Romario Leyva’s restrained geometric composition is “beautifully rendered” and stands in stark contrast to the “colorful, aggressive brush strokes” of the “sculptural painting” so reminiscent of German Expressionism of his fellow Phantoms. Mr. Murphy encouraged applying “three or four colors” to the brush (and hence, to the canvas) at one time. Among the works that best meet these demanding criteria are Steve Lee’s “Self-Portrait,” John Reyes’ “Still Life with Fruit” and Seth Averill-Murphy’s “Still Life with Flowers.” This kind of art is “a physical process and not for the faint of heart,” he concluded.

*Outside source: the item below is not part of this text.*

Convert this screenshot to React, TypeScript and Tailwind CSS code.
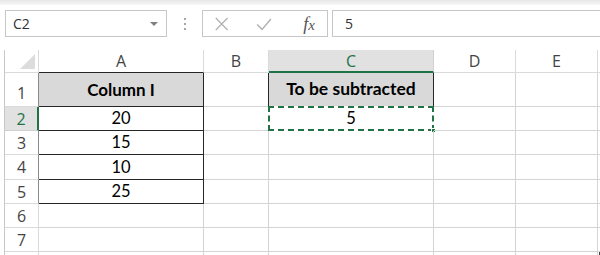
import React from "react";

type CellProps = {
  children?: React.ReactNode;
  className?: string;
};

function Cell({ children, className = "" }: CellProps) {
  return (
    <div className={`relative flex items-center justify-center border-r border-b ${className}`}>
      {children}
    </div>
  );
}

export default function App() {
  const hdrFont = { fontFamily: '"Open Sans", "Noto Sans", sans-serif' };
  const cellFont = { fontFamily: 'Lato, "Liberation Sans", sans-serif' };
  const rows = [6, 7];
  return (
    <div className="w-[600px] h-[255px] overflow-hidden bg-white flex flex-col" style={hdrFont}>
      <div className="shrink-0 h-[5px] bg-gradient-to-b from-[#e6e6e6] to-[#f8f8f8]" />
      {/* formula bar */}
      <div className="shrink-0 mt-[5px] h-[27px] flex pl-[5px]">
        <div className="w-[162px] h-full border border-[#c6c6c6] flex items-center pl-[7px] pr-[8px] text-[14px] text-[#333]">
          <span className="flex-1">C2</span>
          <span className="w-0 h-0 border-l-[4px] border-r-[4px] border-t-[4px] border-l-transparent border-r-transparent border-t-[#808080]" />
        </div>
        <div className="w-[35px] flex flex-col items-center justify-center gap-[3px]">
          <span className="w-[2px] h-[2px] bg-[#a8a8a8]" />
          <span className="w-[2px] h-[2px] bg-[#a8a8a8]" />
          <span className="w-[2px] h-[2px] bg-[#a8a8a8]" />
        </div>
        <div className="w-[126px] h-full border border-[#c6c6c6] flex items-center">
          <svg width="126" height="25" viewBox="0 0 126 25">
            <path d="M13 7 L25 19 M25 7 L13 19" stroke="#b4b4b4" strokeWidth="1.4" fill="none" />
            <path d="M55 13.5 L60 18.5 L69 8" stroke="#b4b4b4" strokeWidth="1.6" fill="none" />
          </svg>
        </div>
        <div className="-ml-[126px] w-[126px] h-[27px] flex items-center justify-end pr-[13px]">
          <span className="italic text-[18px] leading-none text-[#555]" style={{ fontFamily: '"Liberation Serif", serif' }}>
            f<span className="text-[15px]">x</span>
          </span>
        </div>
        <div className="ml-[4px] flex-1 h-full border border-r-0 border-[#c6c6c6] flex items-center pl-[12px] text-[14px] text-[#333]">
          5
        </div>
      </div>
      {/* sheet */}
      <div className="shrink-0 mt-[13px] ml-[4px] border-l border-[#c8c8c8] grid grid-cols-[34px_165px_65px_165px_82px_82px_1fr] grid-rows-[23px_34px_24px_24px_25px_24px_24px_24px_24px] text-[#444]">
        {/* header row */}
        <div className="relative border-r border-b border-[#dadada] bg-white">
          <svg className="absolute right-[3px] bottom-[3px]" width="15" height="15" viewBox="0 0 15 15">
            <path d="M15 0 L15 15 L0 15 Z" fill="#dcdcdc" />
          </svg>
        </div>
        <Cell className="border-[#dadada] border-b-[#262626] text-[16px]">A</Cell>
        <Cell className="border-[#dadada] text-[16px]">B</Cell>
        <Cell className="bg-[#e1e1e1] border-[#d0d0d0] border-b-2 border-b-[#217346] text-[16px] text-[#217346]">C</Cell>
        <Cell className="border-[#dadada] text-[16px]">D</Cell>
        <Cell className="border-[#dadada] text-[16px]">E</Cell>
        <Cell className="border-[#dadada] border-r-0" />

        {/* row 1 */}
        <div className="flex items-end justify-center pb-[1px] border-r border-b border-r-[#8a8a8a] border-b-[#dadada] text-[16px]">1</div>
        <Cell className="bg-[#d9d9d9] border-[#262626] font-bold text-[17px] text-black">
          <span style={cellFont}>Column I</span>
        </Cell>
        <Cell className="border-[#d4d4d4] border-r-[#262626]" />
        <Cell className="bg-[#d9d9d9] border-[#262626] font-bold text-[17.5px] text-black">
          <span style={cellFont}>To be subtracted</span>
        </Cell>
        <Cell className="border-[#d4d4d4]" />
        <Cell className="border-[#d4d4d4]" />
        <Cell className="border-[#d4d4d4] border-r-0" />

        {/* row 2 */}
        <div className="flex items-center justify-center bg-[#e1e1e1] border-r-2 border-b border-r-[#217346] border-b-[#d0d0d0] text-[16px] text-[#217346]">2</div>
        <Cell className="border-[#262626] text-[16.5px] text-black"><span style={cellFont}>20</span></Cell>
        <Cell className="border-[#d4d4d4]" />
        <Cell className="border-[#d4d4d4] text-[16.5px] text-black">
          <span style={cellFont}>5</span>
          <div className="absolute -left-[1px] -top-[1px] -right-[1px] -bottom-[1px] border-2 border-white" />
          <div className="absolute -left-[1px] -top-[1px] -right-[1px] -bottom-[1px] border-2 border-dashed border-[#217346]" />
          <div className="absolute -right-[3px] -bottom-[3px] w-[5px] h-[5px] bg-[#217346] border border-white" />
        </Cell>
        <Cell className="border-[#d4d4d4]" />
        <Cell className="border-[#d4d4d4]" />
        <Cell className="border-[#d4d4d4] border-r-0" />

        {[
          ["3", "15"],
          ["4", "10"],
          ["5", "25"],
        ].map(([n, v]) => (
          <React.Fragment key={n}>
            <div className="flex items-center justify-center border-r border-b border-r-[#8a8a8a] border-b-[#dadada] text-[16px]">{n}</div>
            <Cell className="border-[#262626] text-[16.5px] text-black"><span style={cellFont}>{v}</span></Cell>
            <Cell className="border-[#d4d4d4]" />
            <Cell className="border-[#d4d4d4]" />
            <Cell className="border-[#d4d4d4]" />
            <Cell className="border-[#d4d4d4]" />
            <Cell className="border-[#d4d4d4] border-r-0" />
          </React.Fragment>
        ))}

        {rows.map((n) => (
          <React.Fragment key={n}>
            <div className="flex items-center justify-center border-r border-b border-[#dadada] text-[16px]">{n}</div>
            <Cell className="border-[#d4d4d4]" />
            <Cell className="border-[#d4d4d4]" />
            <Cell className="border-[#d4d4d4]" />
            <Cell className="border-[#d4d4d4]" />
            <Cell className="border-[#d4d4d4]" />
            <Cell className="border-[#d4d4d4] border-r-0" />
          </React.Fragment>
        ))}
        <div className="border-r border-[#dadada]" />
        <Cell className="border-[#d4d4d4] border-b-0" />
        <Cell className="border-[#d4d4d4] border-b-0" />
        <Cell className="border-[#d4d4d4] border-b-0" />
        <Cell className="border-[#d4d4d4] border-b-0" />
        <Cell className="border-[#d4d4d4] border-b-0" />
        <Cell className="border-0" />
      </div>
    </div>
  );
}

Self-Portrait by Steve Lee, acrylic on canvas

After intermission it was the turn of the Cathedral Symphonic Band, made up of students in Band II/III/and IV. They began with “Mars, the Bringer of War,” a movement from Gustav Holst’s The Planets. At the winter concert, the band played “Jupiter, Bringer of Jollity” a chorale from the same work. Holst also composed the second piece of the set, “First Suite in E Flat,” made up of two movements – a slower chaconne and a livelier march. Then they played a medley of music from Phantom of the Opera – three tunes woven together into a concert piece: “All I Ask of You,” “The Music of the Night,” and the title song, “Phantom of the Opera.” Dr. Bartel introduced the next work as “the most famous soprano aria in all of opera,” from Puccini’s Gianni Schicchi, “O Mio Babbino Caro” (O my beloved Daddy). The set finished with “March to the Scaffold” from the Symphonie Fantastique by Hector Berlioz, which concludes with the hero’s decapitation!

The concert closed with all the band students combining their talents to perform Cathedral’s Alma Mater.